Taking shortcuts with insurance not a smart move

Thursday, June 21st, 2018

Often problems with ideas about insurance

Tony Gioventu
The Province

Dear Tony:

Our strata council has been advised by our property manager to pay for a water escape claim to our building rather than file an insurance claim to avoid an increase in our insurance costs and our deductible costs.

This is only the third claim in 10 years in our 18-floor highrise. As a result, we have only a $5,000 deductible.

The claim to repair damaged drywall, flooring and cabinets to the two units is estimated at $11,000, which we have been told we can recover from the owner who caused the claim from an overflowing bathtub. The owner who caused the claim has responded that they will not pay any amount as their insurance coverage for their unit will cover the deductible amount of $5,000. 

Our council is confused by the opposing information we have been receiving. Whose insurance covers the claim and can we recover the costs so the rest of the owners in the building are not paying for one owner’s neglect? 

Tara D., Burnaby

Dear Tara:

A common error condo owners make is applying the cause of the claim to whose insurance is responsible to cover the loss. 

Under the Strata Property Act, with the exception of a bare-land strata, the common property, common assets, structure and fixtures are insured through the strata corporation policy.

Basically, think of it this way: before the day an owner moves in, everything except removable appliances is covered. When these items are damaged, whether they are in a strata lot or defined as common property, it is the strata corporation insurance policy that is applied. 

Provided the amount of the claim is over the deductible as in your case, the insurer for the strata corporation remedies the loss and bills the strata corporation for the deductible. In this case: $5,000. 

The cause of this claim, an overflowing bathtub, falls under the responsibility of an owner. If an owner is responsible for a claim, the strata corporation may proceed with an action through the courts or the civil resolution tribunal to obtain a judgement to determine who is responsible for the claim and the amount of the deductible.  

When owners have prudently purchased condo insurance that covers the amount of a deductible, once they have received a statement or demand invoice from the strata corporation for the amount of the deductible, they contact their insurance provider who pays the amount. In most cases, the insurers work in co-operation well in advance to reduce red tape and delays. 

Strata councils seem to be under the impression they can deny a claim and manage the restoration themselves. There are several problems with this approach. First, an owner under the Strata Property Act is a named insured on the policy and they can file the claim directly. Second, the restoration and remediation when water damage is involved is rarely undertaken sufficiently to prevent mould, dry rot, pest infestation and future damage to the units. The final problem with avoiding the  filing of a claim is that the strata corporation will be limited to the extent of the amount it can collect from the owner.

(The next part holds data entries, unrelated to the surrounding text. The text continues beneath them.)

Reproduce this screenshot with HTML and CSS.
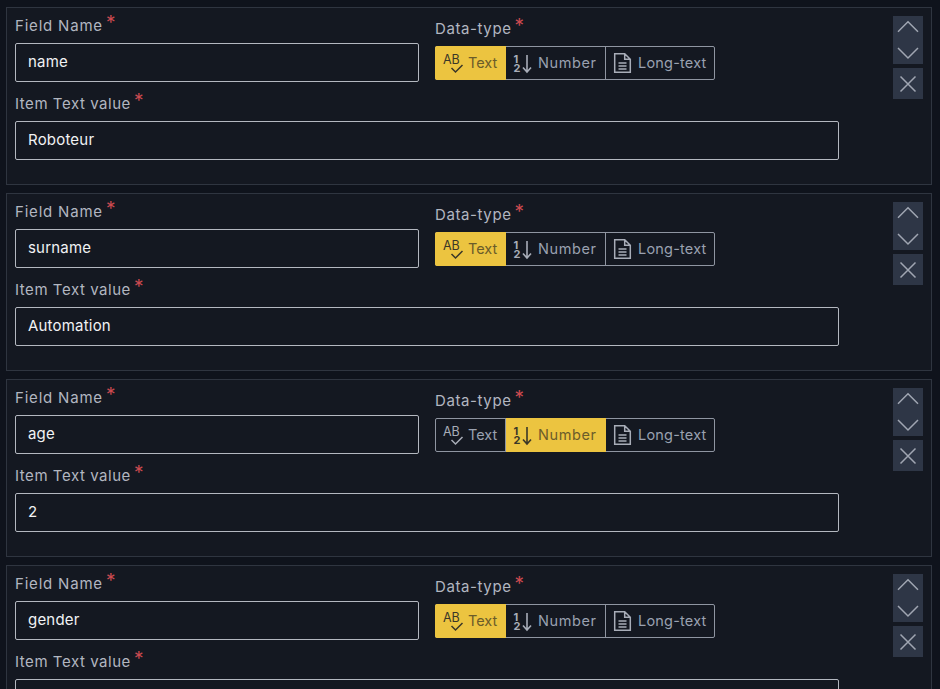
FILE: index.html
```html
<!DOCTYPE html>
<html lang="en">
<head>
<meta charset="utf-8">
<title>Fields</title>
<link rel="stylesheet" href="styles.css">
</head>
<body>
<svg class="defs" width="0" height="0" aria-hidden="true">
  <defs>
    <symbol id="i-ab" viewBox="0 0 24 24">
      <text x="1" y="13" class="ab-text">AB</text>
      <path d="M9.500 17l4 4 7-7" fill="none" stroke="currentColor" stroke-width="1.500"/>
    </symbol>
    <symbol id="i-num" viewBox="0 0 24 24">
      <text x="1.500" y="12" class="num-text">1</text>
      <text x="1.500" y="21" class="num-text">2</text>
      <path d="M15 4v17M11 16.500l4 4.500 4-4.500" fill="none" stroke="currentColor" stroke-width="1.600"/>
    </symbol>
    <symbol id="i-doc" viewBox="0 0 24 24">
      <path d="M3.700 2.700h10l5.600 5.600v13H3.700zM13.700 2.700v5.600h5.600M7.500 12h8M7.500 15h8M7.500 18h8" fill="none" stroke="currentColor" stroke-width="1.500"/>
    </symbol>
    <symbol id="i-up" viewBox="0 0 24 24"><path d="M2 15.700l10-10 10 10" fill="none" stroke="currentColor" stroke-width="1.500"/></symbol>
    <symbol id="i-down" viewBox="0 0 24 24"><path d="M2 8l10 10L22 8" fill="none" stroke="currentColor" stroke-width="1.500"/></symbol>
    <symbol id="i-x" viewBox="0 0 24 24"><path d="M4.500 4.500l15 15M19.500 4.500l-15 15" fill="none" stroke="currentColor" stroke-width="1.500"/></symbol>
  </defs>
</svg>
<main class="list">

  <section class="card">
    <div class="form">
      <div class="row">
        <div class="col-name">
          <div class="label label-name">Field Name<span class="req">*</span></div>
          <div class="input">name</div>
        </div>
        <div class="col-type">
          <div class="label label-type">Data-type<span class="req">*</span></div>
          <div class="group">
            <div class="seg seg-text active"><svg class="ico"><use href="#i-ab"/></svg>Text</div>
            <div class="seg seg-num"><svg class="ico"><use href="#i-num"/></svg>Number</div>
            <div class="seg seg-long"><svg class="ico"><use href="#i-doc"/></svg>Long-text</div>
          </div>
        </div>
      </div>
      <div class="label label-value">Item Text value<span class="req">*</span></div>
      <div class="input">Roboteur</div>
    </div>
    <div class="actions">
      <div class="updown"><svg class="act-ico"><use href="#i-up"/></svg><svg class="act-ico"><use href="#i-down"/></svg></div>
      <div class="close"><svg class="act-ico"><use href="#i-x"/></svg></div>
    </div>
  </section>

  <section class="card">
    <div class="form">
      <div class="row">
        <div class="col-name">
          <div class="label label-name">Field Name<span class="req">*</span></div>
          <div class="input">surname</div>
        </div>
        <div class="col-type">
          <div class="label label-type">Data-type<span class="req">*</span></div>
          <div class="group">
            <div class="seg seg-text active"><svg class="ico"><use href="#i-ab"/></svg>Text</div>
            <div class="seg seg-num"><svg class="ico"><use href="#i-num"/></svg>Number</div>
            <div class="seg seg-long"><svg class="ico"><use href="#i-doc"/></svg>Long-text</div>
          </div>
        </div>
      </div>
      <div class="label label-value">Item Text value<span class="req">*</span></div>
      <div class="input">Automation</div>
    </div>
    <div class="actions">
      <div class="updown"><svg class="act-ico"><use href="#i-up"/></svg><svg class="act-ico"><use href="#i-down"/></svg></div>
      <div class="close"><svg class="act-ico"><use href="#i-x"/></svg></div>
    </div>
  </section>

  <section class="card">
    <div class="form">
      <div class="row">
        <div class="col-name">
          <div class="label label-name">Field Name<span class="req">*</span></div>
          <div class="input">age</div>
        </div>
        <div class="col-type">
          <div class="label label-type">Data-type<span class="req">*</span></div>
          <div class="group">
            <div class="seg seg-text"><svg class="ico"><use href="#i-ab"/></svg>Text</div>
            <div class="seg seg-num active"><svg class="ico"><use href="#i-num"/></svg>Number</div>
            <div class="seg seg-long"><svg class="ico"><use href="#i-doc"/></svg>Long-text</div>
          </div>
        </div>
      </div>
      <div class="label label-value">Item Text value<span class="req">*</span></div>
      <div class="input">2</div>
    </div>
    <div class="actions">
      <div class="updown"><svg class="act-ico"><use href="#i-up"/></svg><svg class="act-ico"><use href="#i-down"/></svg></div>
      <div class="close"><svg class="act-ico"><use href="#i-x"/></svg></div>
    </div>
  </section>

  <section class="card">
    <div class="form">
      <div class="row">
        <div class="col-name">
          <div class="label label-name">Field Name<span class="req">*</span></div>
          <div class="input">gender</div>
        </div>
        <div class="col-type">
          <div class="label label-type">Data-type<span class="req">*</span></div>
          <div class="group">
            <div class="seg seg-text active"><svg class="ico"><use href="#i-ab"/></svg>Text</div>
            <div class="seg seg-num"><svg class="ico"><use href="#i-num"/></svg>Number</div>
            <div class="seg seg-long"><svg class="ico"><use href="#i-doc"/></svg>Long-text</div>
          </div>
        </div>
      </div>
      <div class="label label-value">Item Text value<span class="req">*</span></div>
      <div class="input">&nbsp;</div>
    </div>
    <div class="actions">
      <div class="updown"><svg class="act-ico"><use href="#i-up"/></svg><svg class="act-ico"><use href="#i-down"/></svg></div>
      <div class="close"><svg class="act-ico"><use href="#i-x"/></svg></div>
    </div>
  </section>

</main>
</body>
</html>
```
FILE: styles.css
```css
html, body {
  margin: 0;
  height: 100%;
  overflow: hidden;
  background: #0f131c;
}
body {
  font-family: "Inter", "Open Sans", sans-serif;
  color: #a0a6b2;
}
.defs { position: absolute; }
.list {
  display: flex;
  flex-direction: column;
  gap: 8px;
  padding: 7px 8px 0 6px;
}
.card {
  display: flex;
  justify-content: space-between;
  height: 178px;
  box-sizing: border-box;
  flex-shrink: 0;
  border: 1px solid #2f3540;
  background: #141821;
  padding: 8px 8px 0 8px;
}
.form { width: 824px; }
.row { display: flex; gap: 16px; }
.col-name { width: 404px; }
.col-type { padding-top: 3px; }
.label {
  font-size: 15px;
  line-height: 20px;
  height: 20px;
  color: #b2b6c0;
  margin-bottom: 7px;
}
.label-name { letter-spacing: 0.8px; }
.label-type { letter-spacing: 0.6px; }
.label-value { letter-spacing: 0.55px; margin-top: 12px; }
.req {
  display: inline-block;
  color: #cb4a50;
  margin-left: 3px;
  font-size: 19px;
  line-height: 0;
  letter-spacing: 0;
  transform: translateY(-2px);
}
.input {
  box-sizing: border-box;
  height: 39px;
  border: 1px solid #b4b8c0;
  border-radius: 2px;
  padding: 0 12px;
  font-size: 15px;
  line-height: 36px;
  color: #f1f2f4;
  letter-spacing: 0.2px;
}
.group {
  display: flex;
  width: 280px;
  height: 34px;
  box-sizing: border-box;
  border: 1px solid #8f95a1;
  border-radius: 2px;
  font-size: 14.5px;
}
.seg {
  display: flex;
  align-items: center;
  gap: 2px;
  color: #9aa1b0;
  padding-left: 6px;
  padding-bottom: 2px;
  box-sizing: border-box;
  white-space: nowrap;
}
.seg-text { width: 70px; border-right: 1px solid #8f95a1; letter-spacing: 0; }
.seg-num { width: 100px; border-right: 1px solid #8f95a1; letter-spacing: 0.6px; }
.seg-long { flex: 1; padding-left: 5px; gap: 3px; letter-spacing: 0.2px; }
.seg.active {
  background: #ecc440;
  color: #6b5c2a;
  margin-block: -1px;
  height: 34px;
  border-right: 0;
  padding-bottom: 2px;
}
.seg-text.active {
  width: 71px;
  margin-left: -1px;
  padding-left: 7px;
  border-radius: 2px 0 0 2px;
}
.ico { width: 24px; height: 24px; flex: none; margin-top: 2px; color: #a8adb8; }
.seg.active .ico { color: #3a3728; }
.ab-text { font: 400 12.5px "Inter", sans-serif; fill: currentColor; }
.num-text { font: 700 11px "Inter", sans-serif; fill: currentColor; }
.actions {
  width: 30px;
  display: flex;
  flex-direction: column;
  gap: 4px;
}
.updown {
  background: #2e3646;
  height: 48px;
  display: flex;
  flex-direction: column;
  align-items: center;
  color: #a0a6b2;
}
.close {
  background: #2e3646;
  height: 31px;
  display: flex;
  align-items: center;
  justify-content: center;
  color: #a0a6b2;
}
.act-ico { width: 24px; height: 24px; flex: none; }
```
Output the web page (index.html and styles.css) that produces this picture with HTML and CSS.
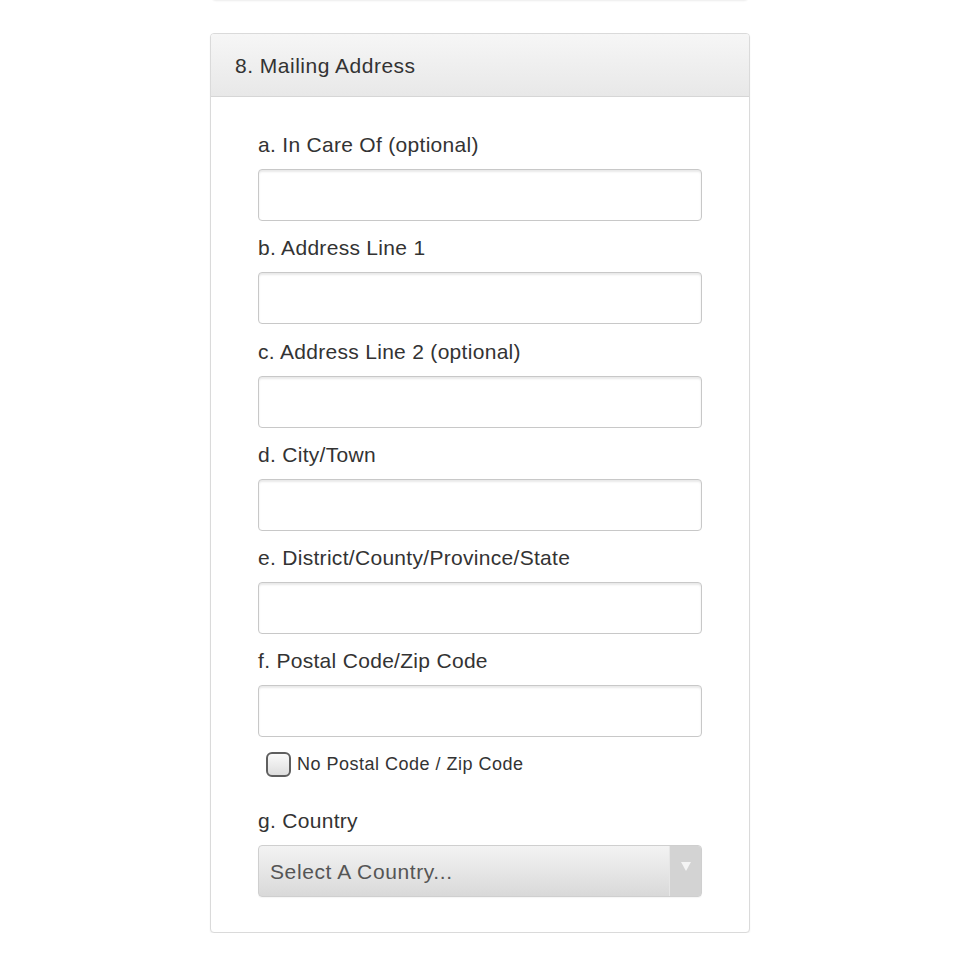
FILE: index.html
```html
<!DOCTYPE html>
<html>
<head>
<meta charset="utf-8">
<link rel="stylesheet" href="styles.css">
</head>
<body>
<div class="wrap">
  <div class="prev-panel"></div>
  <div class="panel">
    <div class="panel-heading">8. Mailing Address</div>
    <div class="panel-body">
      <div class="group">
        <label class="lbl">a. In Care Of (optional)</label>
        <div class="input"></div>
      </div>
      <div class="group">
        <label class="lbl">b. Address Line 1</label>
        <div class="input"></div>
      </div>
      <div class="group">
        <label class="lbl">c. Address Line 2 (optional)</label>
        <div class="input"></div>
      </div>
      <div class="group">
        <label class="lbl">d. City/Town</label>
        <div class="input"></div>
      </div>
      <div class="group">
        <label class="lbl">e. District/County/Province/State</label>
        <div class="input"></div>
      </div>
      <div class="group last-input">
        <label class="lbl">f. Postal Code/Zip Code</label>
        <div class="input"></div>
      </div>
      <div class="check-row">
        <span class="checkbox"></span>
        <span class="check-text">No Postal Code / Zip Code</span>
      </div>
      <div class="group country">
        <label class="lbl">g. Country</label>
        <div class="select">
          <span class="select-text">Select A Country...</span>
          <span class="select-arrow"><span class="tri"></span></span>
        </div>
      </div>
    </div>
  </div>
</div>
</body>
</html>
```

FILE: styles.css
```css
html, body {
  margin: 0;
  padding: 0;
  background: #fff;
}
body {
  font-family: "Liberation Sans", Arial, sans-serif;
  color: #333;
}
.wrap {
  width: 540px;
  margin-left: 210px;
}
.prev-panel {
  margin: -12px 2px 0 2px;
  height: 11px;
  border: 1px solid #dcdcdc;
  border-top: none;
  border-radius: 0 0 4px 4px;
  box-shadow: 0 1px 2px rgba(0,0,0,0.08);
}
.panel {
  margin-top: 33px;
  border: 1px solid #dadada;
  border-radius: 4px;
  box-shadow: 0 1px 2px rgba(0,0,0,0.06);
  background: #fff;
}
.panel-heading {
  height: 63px;
  box-sizing: border-box;
  padding: 1px 24px 0 24px;
  display: flex;
  align-items: center;
  font-size: 21px;
  letter-spacing: 0.5px;
  color: #333;
  background: linear-gradient(to bottom, #f6f6f6, #e8e8e8);
  border-bottom: 1px solid #d6d6d6;
  border-radius: 3px 3px 0 0;
}
.panel-body {
  padding: 36px 47px 35px 47px;
}
.group {
  display: flex;
  flex-direction: column;
  margin-bottom: 15.3px;
}
.lbl {
  font-size: 21px;
  letter-spacing: 0.3px;
  line-height: 24px;
  height: 24px;
  margin-bottom: 12px;
  color: #333;
}
.input {
  height: 52px;
  box-sizing: border-box;
  border: 1px solid #c8c8c8;
  border-radius: 4px;
  background: #fff;
  box-shadow: inset 0 2px 2px rgba(0,0,0,0.09);
}
.group.last-input {
  margin-bottom: 15px;
}
.check-row {
  display: flex;
  align-items: center;
  margin-left: 8px;
  height: 25px;
}
.checkbox {
  width: 25px;
  height: 25px;
  box-sizing: border-box;
  border: 2px solid #5f5f5f;
  border-radius: 6px;
  background: linear-gradient(to bottom, #fafafa, #dedede);
  margin-right: 6px;
}
.check-text {
  font-size: 18px;
  letter-spacing: 0.5px;
  color: #333;
  line-height: 20px;
  position: relative;
  top: -1px;
}
.group.country {
  margin-top: 32px;
  margin-bottom: 0;
}
.select {
  height: 52px;
  box-sizing: border-box;
  border: 1px solid #cfcfcf;
  border-radius: 4px;
  background: linear-gradient(to bottom, #f3f3f3, #d9d9d9);
  display: flex;
  align-items: stretch;
  box-shadow: 0 1px 1px rgba(0,0,0,0.04);
}
.select-text {
  flex: 1;
  display: flex;
  align-items: center;
  padding-left: 11px;
  padding-top: 2px;
  font-size: 21px;
  letter-spacing: 0.6px;
  color: #555;
}
.select-arrow {
  width: 32px;
  border-left: 1px solid #e6e6e6;
  background: #d3d3d3;
  border-radius: 0 3px 3px 0;
  display: flex;
  justify-content: center;
  padding-top: 16px;
  box-sizing: border-box;
}
.tri {
  width: 0;
  height: 0;
  border-left: 5px solid transparent;
  border-right: 5px solid transparent;
  border-top: 9px solid #f4f4f4;
}
```
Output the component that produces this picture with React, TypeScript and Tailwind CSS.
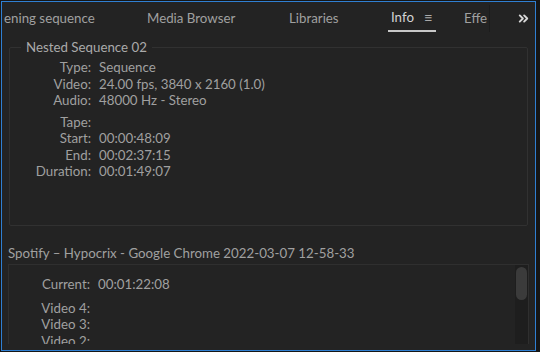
import { ChevronsRight } from 'lucide-react';

const tabs = [
  { label: 'ening sequence', w: 'w-[145px]' },
  { label: 'Media Browser', w: 'w-[142px]' },
  { label: 'Libraries', w: 'w-[99px]' },
];

const clipInfo = [
  { k: 'Type:', v: 'Sequence' },
  { k: 'Video:', v: '24.00 fps, 3840 x 2160 (1.0)' },
  { k: 'Audio:', v: '48000 Hz - Stereo' },
];

const timeInfo = [
  { k: 'Start:', v: '00:00:48:09' },
  { k: 'End:', v: '00:02:37:15' },
  { k: 'Duration:', v: '00:01:49:07' },
];

const Row = ({ k, v }: { k: string; v: string }) => (
  <div className="flex h-[16.5px] items-center">
    <span className="w-[81px] shrink-0 text-right">{k}</span>
    <span className="pl-[8px] whitespace-nowrap">{v}</span>
  </div>
);

export default function App() {
  return (
    <div
      className="w-[540px] h-[352px] bg-[#161616] pl-[1px] pt-[1px] overflow-hidden text-[13.3px] text-[#a0a0a0]"
      style={{ fontFamily: 'Lato, "Liberation Sans", sans-serif' }}
    >
      <div className="w-[535px] h-[350px] border border-[#2f7fd2] bg-[#232323] flex flex-col overflow-hidden">
        {/* Tab bar */}
        <div className="h-[30px] shrink-0 flex items-stretch pt-[3px]">
          {tabs.map((t) => (
            <div key={t.label} className={`${t.w} flex items-center whitespace-nowrap overflow-hidden`}>
              <span className={t.label === 'ening sequence' ? 'pl-[2px]' : 'pl-0'}>{t.label}</span>
            </div>
          ))}
          <div className="w-[76px] flex items-center">
            <div className="h-full flex items-center gap-[10px] border-b-2 border-[#c8c8c8] px-[3px] text-[#d4d4d4]">
              <span>Info</span>
              <span className="text-[#aaaaaa] text-[15px] leading-none">≡</span>
            </div>
          </div>
          <div className="w-[26px] flex items-center overflow-hidden border-r border-[#1c1c1c]">
            <span className="whitespace-nowrap">Effe</span>
          </div>
          <div className="flex-1 flex items-center justify-end pr-[4px]">
            <ChevronsRight size={15} strokeWidth={3} className="text-[#d8d8d8]" />
          </div>
        </div>

        {/* Clip info group */}
        <div className="mt-[15px] mx-[7px] h-[179px] shrink-0 border border-[#313131] rounded-[2px] relative">
          <div className="absolute -top-[9px] left-[11px] bg-[#232323] px-[5px] leading-[16px] text-[#aaaaaa]">
            Nested Sequence 02
          </div>
          <div className="pt-[12px]">
            {clipInfo.map((r) => (
              <Row key={r.k} {...r} />
            ))}
            <div className="mt-[5px]">
              <Row k="Tape:" v="" />
              {timeInfo.map((r) => (
                <Row key={r.k} {...r} />
              ))}
            </div>
          </div>
        </div>

        {/* Source title */}
        <div className="h-[38px] shrink-0 flex items-end pb-[0px] pl-[6px] whitespace-nowrap">
          Spotify – Hypocrix - Google Chrome 2022-03-07 12-58-33
        </div>

        {/* Current info box */}
        <div className="mx-[6px] h-[80px] border-t border-l border-r border-[#2f2f2f] flex overflow-hidden">
          <div className="flex-1 pt-[12px] overflow-hidden">
            <Row k="Current:" v="00:01:22:08" />
            <div className="mt-[7px]">
              <Row k="Video 4:" v="" />
              <Row k="Video 3:" v="" />
              <Row k="Video 2:" v="" />
            </div>
          </div>
          <div className="w-[13px] bg-[#1e1e1e] pt-[2px] px-[1px]">
            <div className="h-[33px] rounded-full bg-[#3b3b3b]" />
          </div>
        </div>
      </div>
    </div>
  );
}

If the owner was responsible for the claim and the deductible was $5,000, how would you expect to collect the additional $6,000 in damages that was covered by the insurance you have now declined? And neither amount is a deductible so the authority to proceed with an action to collect the amount may no longer apply. 

There is one other wrinkle in this approach. Where did the strata corporation get the authority to spend $11,000 of the owners’ common funds? This is not an emergency expense, authorized contingency expense or operating expense. It is an insurable claim covered by a common policy all the owners pay through their strata fees. Yes, there is a risk your deductible will increase and perhaps even your policy, but that is one of the costs of living collectively in a strata corporation.